Generating true random numbers from bananas

It was a dreary afternoon in Milan last year when, procrastinating on studying, I was struck by a flash of genius. “What would happen if I made a banana-powered random number generator?“. I immediately went to tell my roommate, who was also an electronic engineer.
He looked me in the face and burst out laughing. At that moment I realized that I had a great project in my hands.

Before being taken for a fool: it really does make sense, and this post is here to explain it to you. Let’s start at the root of the problem: computers are deterministic systems. Put in a less complicated way, if we always give them the same input data, they always return the same output values. Which is exactly what we expect from a computer. It is clear from the start, however, that determinism and randomness are not great friends. In fact, a computer, per se, is not capable of doing anything random.

If the reader is one of the lucky ones to have written some C programs, you will surely have run into some rand() function call. I myself have made extensive use of it in posts ([1][2]) about the calculation of pi with the Monte Carlo method.
For the uninitiated, rand() is the function that (with a lot of imagination in the name) allows you to get random numbers in a C program. But we just got done saying that there is nothing random about computers. So?
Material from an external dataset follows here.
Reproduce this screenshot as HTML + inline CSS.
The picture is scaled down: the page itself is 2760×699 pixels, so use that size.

So we’ve been fooled. Unfortunately, friends, we’ve all been fooled. I take my share of responsibility, too, for flippantly calling them random numbers in posts about Pi. We should have called them pseudo-random numbers. Which is the name computer scientists give to those sets of numbers that have the distribution in line with random numbers, but which are not actually random.
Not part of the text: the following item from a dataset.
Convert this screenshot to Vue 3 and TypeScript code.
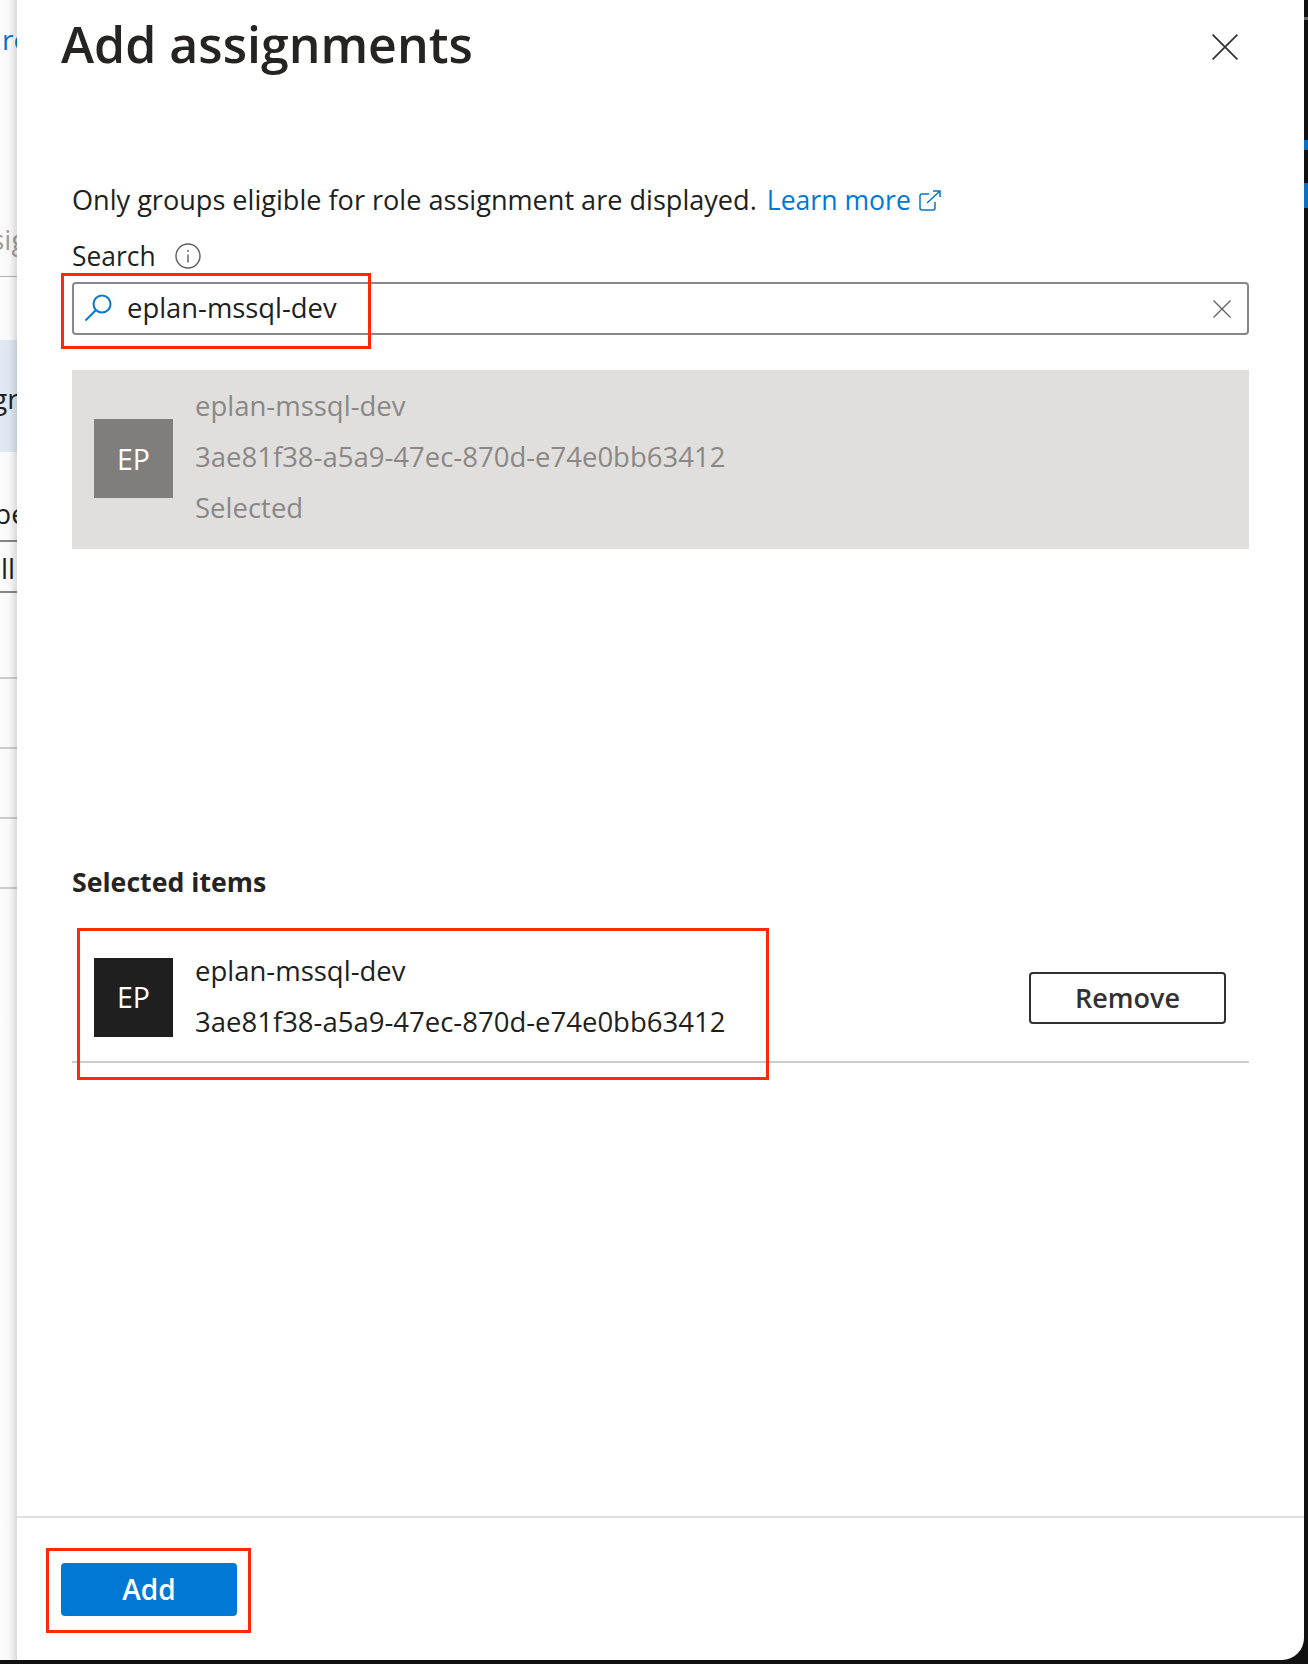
<script setup lang="ts">
const guid: string = '3ae81f38-a5a9-47ec-870d-e74e0bb63412'
const name: string = 'eplan-mssql-dev'
</script>

<template>
  <div class="screen">
    <div class="window">
      <div class="behind">
        <div class="b-top">
          <span class="b-link">ro</span>
          <span class="b-sig">sig</span>
        </div>
        <div class="b-gap"></div>
        <div class="b-active"><span>gr</span></div>
        <div class="b-type"><span>pe</span></div>
        <div class="b-all"><span>ll</span></div>
        <div class="b-row r1"></div>
        <div class="b-row"></div>
        <div class="b-row"></div>
        <div class="b-row"></div>
      </div>
      <div class="panel">
        <div class="body">
          <header class="head">
            <h1>Add assignments</h1>
            <svg class="close" width="26" height="26" viewBox="0 0 26 26">
              <path d="M0.6 0.6 25.4 25.4M25.4 0.6 0.6 25.4" />
            </svg>
          </header>
          <p class="notice">
            <span>Only groups eligible for role assignment are displayed.</span>
            <a class="link">Learn more</a>
            <svg class="ext" width="22" height="21" viewBox="0 0 22 21">
              <path d="M10 4H3a2 2 0 0 0-2 2v12a2 2 0 0 0 2 2h11a2 2 0 0 0 2-2v-6M8 13 21 1M14 1h7v6" />
            </svg>
          </p>
          <div class="label">
            <span>Search</span>
            <svg class="info" width="26" height="26" viewBox="0 0 26 26">
              <circle cx="13" cy="13" r="12" />
              <path d="M13 11.5v8M13 7v2" />
            </svg>
          </div>
          <div class="search">
            <svg class="glass" width="28" height="28" viewBox="0 0 28 28">
              <circle cx="18" cy="10" r="8.5" />
              <path d="M12 16 1.5 26.5" />
            </svg>
            <span class="query">{{ name }}</span>
            <svg class="clear" width="18" height="18" viewBox="0 0 18 18">
              <path d="M.5.5l17 17M17.5.5l-17 17" />
            </svg>
          </div>
          <div class="result">
            <div class="avatar muted">EP</div>
            <div class="lines">
              <div>{{ name }}</div>
              <div>{{ guid }}</div>
              <div>Selected</div>
            </div>
          </div>
          <h2 class="sel-title">Selected items</h2>
          <div class="sel-row">
            <div class="avatar dark">EP</div>
            <div class="lines">
              <div>{{ name }}</div>
              <div>{{ guid }}</div>
            </div>
            <button class="remove">Remove</button>
          </div>
        </div>
        <footer class="foot">
          <button class="add">Add</button>
        </footer>
      </div>
    </div>
    <div class="gutter">
      <i class="g1"></i>
      <i class="g2"></i>
      <i class="g3"></i>
    </div>
    <div class="mark m1"></div>
    <div class="mark m2"></div>
    <div class="mark m3"></div>
  </div>
</template>

<style scoped>
.screen {
  position: relative;
  display: flex;
  align-items: flex-start;
  width: 1308px;
  height: 1664px;
  background: #111;
  overflow: hidden;
  font-family: "Open Sans", "Noto Sans", sans-serif;
  color: #201f1e;
}
.window {
  display: flex;
  width: 1304px;
  height: 1660px;
  background: #fff;
  border-bottom-right-radius: 22px;
  overflow: hidden;
}
.behind {
  position: relative;
  flex: 0 0 17px;
  width: 17px;
  overflow: hidden;
  font-size: 28px;
  line-height: 36px;
  white-space: nowrap;
  background: #fff;
}
.behind::after {
  content: "";
  position: absolute;
  top: 0;
  right: 0;
  bottom: 0;
  width: 17px;
  background: linear-gradient(to right, rgba(0, 0, 0, 0.01), rgba(0, 0, 0, 0.03) 55%, rgba(0, 0, 0, 0.14));
}
.b-top {
  display: flex;
  flex-direction: column;
  height: 277px;
  padding-top: 21px;
  box-sizing: border-box;
  border-bottom: 1px solid #b5b5b5;
}
.b-link {
  color: #0078d4;
  margin-left: 2px;
}
.b-sig {
  margin: 164px 0 0 -9px;
  color: #a19f9d;
}
.b-gap {
  height: 63px;
}
.b-active {
  height: 112px;
  padding-top: 40px;
  box-sizing: border-box;
  background: #e4ecf8;
}
.b-active span {
  display: block;
  margin-left: -8px;
}
.b-type {
  height: 90px;
  padding-top: 43px;
  box-sizing: border-box;
  border-bottom: 2px solid #8a8886;
}
.b-type span {
  margin-left: -6px;
  display: block;
}
.b-all {
  height: 51px;
  padding-top: 8px;
  box-sizing: border-box;
  border-bottom: 2px solid #8a8886;
}
.b-all span {
  margin-left: 1px;
  display: block;
}
.b-row {
  height: 70px;
  box-sizing: border-box;
  border-bottom: 2px solid #d2d0ce;
}
.b-row.r1 {
  height: 86px;
}
.panel {
  flex: 1;
  display: flex;
  flex-direction: column;
  min-width: 0;
}
.body {
  flex: 1;
  padding: 0 55px;
}
.head {
  display: flex;
  align-items: flex-start;
  justify-content: space-between;
  height: 182px;
  margin-left: -11px;
}
h1 {
  margin: 10px 0 0;
  font-size: 50px;
  line-height: 68px;
  font-weight: 600;
  color: #252423;
}
.close {
  margin: 34px 11px 0 0;
  fill: none;
  stroke: #323130;
  stroke-width: 1.7;
}
.notice {
  display: flex;
  align-items: center;
  height: 36px;
  margin: 0;
  font-size: 27.1px;
  line-height: 36px;
  white-space: nowrap;
}
.link {
  color: #0078d4;
  margin-left: 10px;
  font-size: 26.6px;
}
.ext {
  margin-left: 8px;
  fill: none;
  stroke: #0078d4;
  stroke-width: 1.5;
}
.label {
  display: flex;
  align-items: center;
  gap: 19px;
  height: 36px;
  margin-top: 20px;
  font-size: 26.4px;
  line-height: 36px;
}
.info {
  fill: none;
  stroke: #605e5c;
  stroke-width: 1.4;
}
.search {
  display: flex;
  align-items: center;
  height: 53px;
  margin-top: 8px;
  padding: 0 16px 0 10px;
  box-sizing: border-box;
  border: 2px solid #8a8886;
  border-radius: 4px;
  font-size: 27.4px;
}
.glass {
  flex: none;
  margin-top: -2px;
  fill: none;
  stroke: #0078d4;
  stroke-width: 2;
}
.query {
  flex: 1;
  margin-left: 15px;
  margin-top: -2px;
}
.clear {
  fill: none;
  stroke: #605e5c;
  stroke-width: 1.2;
}
.result {
  display: flex;
  align-items: center;
  height: 179px;
  margin-top: 35px;
  padding-left: 22px;
  background: #e1dfdd;
  color: #8a8886;
}
.avatar {
  flex: none;
  display: flex;
  align-items: center;
  justify-content: center;
  width: 79px;
  height: 79px;
  color: #fff;
  font-size: 28.5px;
}
.avatar.muted {
  background: #7f7e7c;
  margin-top: -2px;
}
.avatar.dark {
  background: #1f1f1f;
  margin-top: 1px;
}
.lines {
  margin-left: 22px;
  font-size: 27.5px;
  line-height: 51px;
}
.result .lines {
  margin-top: -6px;
}
.sel-row .lines {
  margin-top: -2px;
}
.sel-title {
  margin: 315px 0 0;
  font-size: 26.7px;
  line-height: 36px;
  font-weight: 700;
  color: #252423;
}
.sel-row {
  display: flex;
  align-items: center;
  height: 131px;
  margin-top: 32px;
  padding: 0 23px 0 22px;
  box-sizing: border-box;
  border-bottom: 2px solid #cccccc;
}
.remove {
  width: 197px;
  height: 52px;
  margin: 2px 0 0 auto;
  padding: 0;
  background: #fff;
  border: 2px solid #323130;
  border-radius: 4px;
  color: #323130;
  font: 600 27px "Open Sans", sans-serif;
}
.foot {
  flex: none;
  height: 144px;
  padding: 45px 0 0 44px;
  box-sizing: border-box;
  border-top: 2px solid #dfdfdf;
}
.add {
  display: block;
  width: 176px;
  height: 53px;
  padding: 0 0 2px;
  background: #0078d4;
  border: 0;
  border-radius: 4px;
  color: #fff;
  font: 600 28px "Open Sans", sans-serif;
}
.gutter {
  flex: 0 0 4px;
  display: flex;
  flex-direction: column;
}
.gutter i {
  display: block;
  width: 4px;
}
.g1 {
  height: 3px;
  margin-top: 17px;
  background: #6b6b6b;
}
.g2 {
  height: 10px;
  margin-top: 120px;
  background: #106ebe;
}
.g3 {
  height: 25px;
  margin-top: 33px;
  background: #106ebe;
}
.mark {
  position: absolute;
  box-sizing: border-box;
  border: 3px solid #ff2a00;
}
.m1 {
  left: 61px;
  top: 273px;
  width: 310px;
  height: 76px;
}
.m2 {
  left: 77px;
  top: 928px;
  width: 692px;
  height: 152px;
}
.m3 {
  left: 46px;
  top: 1548px;
  width: 205px;
  height: 85px;
}
</style>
To understand it better, to be called random, a set of numbers must have at least (a necessary but not sufficient condition) these two characteristics:

  1. Each number must have the same probability as every other number to appear in our list (taken a reference interval). This is what we call uniform distribution;
  2. The sequence of numbers must not be predictable in advance.

Clearly, the difficulty with deterministic machines is in answering point 2. Point 1 is easily solved, and gives rise to what we have just called pseudo-random numbers. Numbers which respect the uniform distribution, but which are not actually truly random.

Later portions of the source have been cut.